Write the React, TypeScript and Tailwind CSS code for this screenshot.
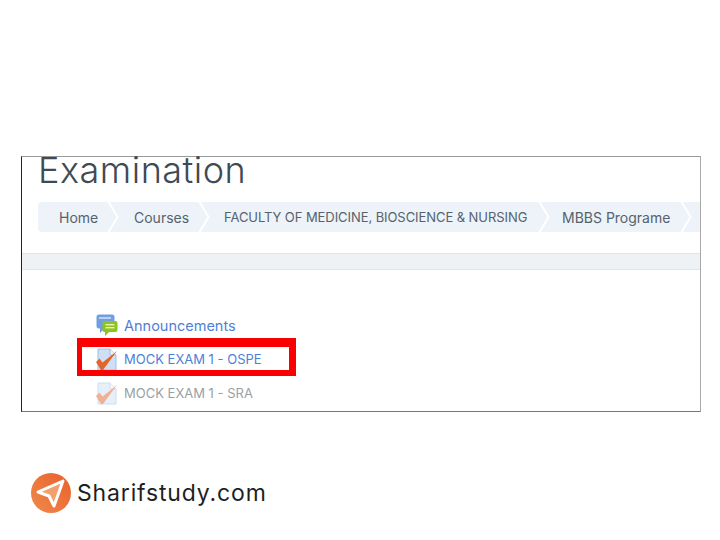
const crumbs = [
  { label: "Home", width: "w-[74px]", text: "pl-[21px] text-[14px]" },
  { label: "Courses", width: "w-[91px]", text: "pl-[22px] text-[14px]" },
  { label: "FACULTY OF MEDICINE, BIOSCIENCE & NURSING", width: "w-[340px]", text: "pl-[21px] text-[13px] tracking-[-0.07px] leading-[15px] pt-px" },
  { label: "MBBS Programe", width: "w-[142px]", text: "pl-[19px] text-[14px]" },
]

function Chevron() {
  return (
    <svg className="absolute -right-[9px] top-0 z-10" width="14" height="30" viewBox="0 0 14 30">
      <path d="M1 0 L10 15 L1 30 H0 V0 Z" fill="#edf3f8" />
      <path d="M1 -1 L10.5 15 L1 31" fill="none" stroke="#ffffff" strokeWidth="2" />
    </svg>
  )
}

function ForumIcon() {
  return (
    <svg width="22" height="23" viewBox="0 0 22 23">
      <rect x="0.5" y="0.5" width="18" height="14" rx="2.5" fill="#6f9fe2" />
      <path d="M4 14 V19 L9 14 Z" fill="#6f9fe2" />
      <rect x="3" y="3" width="12" height="2" fill="#b9d2f3" />
      <rect x="6.5" y="7" width="15" height="11" rx="2" fill="#8fc31f" />
      <path d="M9 17 V22 L14 17 Z" fill="#8fc31f" />
      <rect x="9.5" y="10" width="9" height="1.4" fill="#e4f3b8" />
      <rect x="9.5" y="13" width="9" height="1.4" fill="#e4f3b8" />
    </svg>
  )
}

function QuizIcon({ dim }: { dim?: boolean }) {
  return (
    <svg width="22" height="23" viewBox="0 0 22 23" className={dim ? "opacity-50" : ""}>
      <path d="M2 1 H14 L20 7 V22 H2 Z" fill="#cfe0f6" stroke="#9dbfea" strokeWidth="1" />
      <path d="M14 1 V7 H20" fill="#eef4fc" stroke="#9dbfea" strokeWidth="1" />
      <path d="M0 14 L3.5 10.5 L6.5 14.5 L21 3 L7 22 H5 Z" fill="#e0662a" />
    </svg>
  )
}

export default function App() {
  return (
    <div className="relative h-[540px] w-[720px] overflow-hidden bg-white pt-[156px] font-['Inter',sans-serif]">
      <div className="relative ml-[21px] h-[256px] w-[680px] border border-t-[#9a9a9a] border-r-[#a8a8a8] border-b-[#777777] border-l-[#222222]">
        <h1 className="ml-[16px] text-[36px] leading-[26px] font-light tracking-[0.5px] text-[#3f4a55]">Examination</h1>

        <div className="mt-[19px] ml-[16px] flex h-[30px] rounded-l-[4px] bg-[#edf3f8]">
          {crumbs.map((c) => (
            <div key={c.label} className={`relative flex h-full shrink-0 items-center ${c.width}`}>
              <span className={`whitespace-nowrap text-[#56626e] ${c.text}`}>{c.label}</span>
              <Chevron />
            </div>
          ))}
        </div>

        <div className="mt-[21px] h-[17px] border-y border-[#dfe5e9] bg-[#eef2f5]" />

        <div className="mt-[44px] ml-[74px] flex flex-col gap-[11px]">
          <div className="flex h-[23px] items-center gap-[6px]">
            <ForumIcon />
            <span className="text-[14.5px] text-[#4f7fd6]">Announcements</span>
          </div>
          <div className="flex h-[23px] items-center gap-[6px]">
            <QuizIcon />
            <span className="text-[13px] text-[#4f7fd6]">MOCK EXAM 1 - OSPE</span>
          </div>
          <div className="flex h-[23px] items-center gap-[6px]">
            <QuizIcon dim />
            <span className="text-[13px] text-[#9a9fa5]">MOCK EXAM 1 - SRA</span>
          </div>
        </div>

        <div className="absolute top-[181px] left-[55px] h-[38px] w-[219px] border-t-[9px] border-r-[7px] border-b-[6px] border-l-[5px] border-[#fb0000]" />
      </div>

      <div className="mt-[61px] ml-[31px] flex items-center gap-[6px]">
        <svg width="40" height="40" viewBox="0 0 40 40">
          <defs>
            <linearGradient id="logoFill" x1="0" y1="1" x2="1" y2="0">
              <stop offset="0" stopColor="#f08a4b" />
              <stop offset="1" stopColor="#e8602c" />
            </linearGradient>
          </defs>
          <circle cx="20" cy="20" r="20" fill="url(#logoFill)" />
          <path d="M7 19 L32 8 L23 33 L18 23 Z" fill="#f4a06c" stroke="#ffffff" strokeWidth="3" strokeLinejoin="round" />
        </svg>
        <span className="text-[23px] leading-none tracking-[0.85px] text-[#1f1f1f]">Sharifstudy.com</span>
      </div>
    </div>
  )
}
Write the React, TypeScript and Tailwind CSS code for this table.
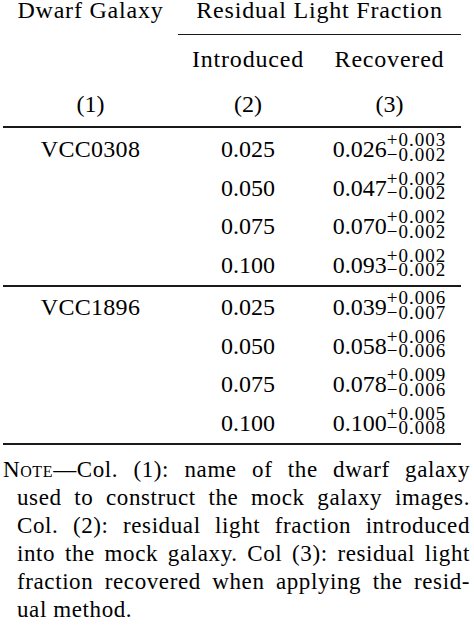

EXERCISE GOAL :: Omit every picture while copying the listing above exactly.

WRITTEN SOLUTION ::
Write the React, TypeScript and Tailwind CSS code for this screenshot.
const crumbs = [
  { label: "Home", width: "w-[74px]", text: "pl-[21px] text-[14px]" },
  { label: "Courses", width: "w-[91px]", text: "pl-[22px] text-[14px]" },
  { label: "FACULTY OF MEDICINE, BIOSCIENCE & NURSING", width: "w-[340px]", text: "pl-[21px] text-[13px] tracking-[-0.07px] leading-[15px] pt-px" },
  { label: "MBBS Programe", width: "w-[142px]", text: "pl-[19px] text-[14px]" },
]

function Chevron() {
  return (
    <svg className="absolute -right-[9px] top-0 z-10" width="14" height="30" viewBox="0 0 14 30">
      <path d="M1 0 L10 15 L1 30 H0 V0 Z" fill="#edf3f8" />
      <path d="M1 -1 L10.5 15 L1 31" fill="none" stroke="#ffffff" strokeWidth="2" />
    </svg>
  )
}

function ForumIcon() {
  return (
    <svg width="22" height="23" viewBox="0 0 22 23">
      <rect x="0.5" y="0.5" width="18" height="14" rx="2.5" fill="#6f9fe2" />
      <path d="M4 14 V19 L9 14 Z" fill="#6f9fe2" />
      <rect x="3" y="3" width="12" height="2" fill="#b9d2f3" />
      <rect x="6.5" y="7" width="15" height="11" rx="2" fill="#8fc31f" />
      <path d="M9 17 V22 L14 17 Z" fill="#8fc31f" />
      <rect x="9.5" y="10" width="9" height="1.4" fill="#e4f3b8" />
      <rect x="9.5" y="13" width="9" height="1.4" fill="#e4f3b8" />
    </svg>
  )
}

function QuizIcon({ dim }: { dim?: boolean }) {
  return (
    <svg width="22" height="23" viewBox="0 0 22 23" className={dim ? "opacity-50" : ""}>
      <path d="M2 1 H14 L20 7 V22 H2 Z" fill="#cfe0f6" stroke="#9dbfea" strokeWidth="1" />
      <path d="M14 1 V7 H20" fill="#eef4fc" stroke="#9dbfea" strokeWidth="1" />
      <path d="M0 14 L3.5 10.5 L6.5 14.5 L21 3 L7 22 H5 Z" fill="#e0662a" />
    </svg>
  )
}

export default function App() {
  return (
    <div className="relative h-[540px] w-[720px] overflow-hidden bg-white pt-[156px] font-['Inter',sans-serif]">
      <div className="relative ml-[21px] h-[256px] w-[680px] border border-t-[#9a9a9a] border-r-[#a8a8a8] border-b-[#777777] border-l-[#222222]">
        <h1 className="ml-[16px] text-[36px] leading-[26px] font-light tracking-[0.5px] text-[#3f4a55]">Examination</h1>

        <div className="mt-[19px] ml-[16px] flex h-[30px] rounded-l-[4px] bg-[#edf3f8]">
          {crumbs.map((c) => (
            <div key={c.label} className={`relative flex h-full shrink-0 items-center ${c.width}`}>
              <span className={`whitespace-nowrap text-[#56626e] ${c.text}`}>{c.label}</span>
              <Chevron />
            </div>
          ))}
        </div>

        <div className="mt-[21px] h-[17px] border-y border-[#dfe5e9] bg-[#eef2f5]" />

        <div className="mt-[44px] ml-[74px] flex flex-col gap-[11px]">
          <div className="flex h-[23px] items-center gap-[6px]">
            <ForumIcon />
            <span className="text-[14.5px] text-[#4f7fd6]">Announcements</span>
          </div>
          <div className="flex h-[23px] items-center gap-[6px]">
            <QuizIcon />
            <span className="text-[13px] text-[#4f7fd6]">MOCK EXAM 1 - OSPE</span>
          </div>
          <div className="flex h-[23px] items-center gap-[6px]">
            <QuizIcon dim />
            <span className="text-[13px] text-[#9a9fa5]">MOCK EXAM 1 - SRA</span>
          </div>
        </div>

        <div className="absolute top-[181px] left-[55px] h-[38px] w-[219px] border-t-[9px] border-r-[7px] border-b-[6px] border-l-[5px] border-[#fb0000]" />
      </div>

      <div className="mt-[61px] ml-[31px] flex items-center gap-[6px]">
        <svg width="40" height="40" viewBox="0 0 40 40">
          <defs>
            <linearGradient id="logoFill" x1="0" y1="1" x2="1" y2="0">
              <stop offset="0" stopColor="#f08a4b" />
              <stop offset="1" stopColor="#e8602c" />
            </linearGradient>
          </defs>
          <circle cx="20" cy="20" r="20" fill="url(#logoFill)" />
          <path d="M7 19 L32 8 L23 33 L18 23 Z" fill="#f4a06c" stroke="#ffffff" strokeWidth="3" strokeLinejoin="round" />
        </svg>
        <span className="text-[23px] leading-none tracking-[0.85px] text-[#1f1f1f]">Sharifstudy.com</span>
      </div>
    </div>
  )
}
Write the React, TypeScript and Tailwind CSS code for this table.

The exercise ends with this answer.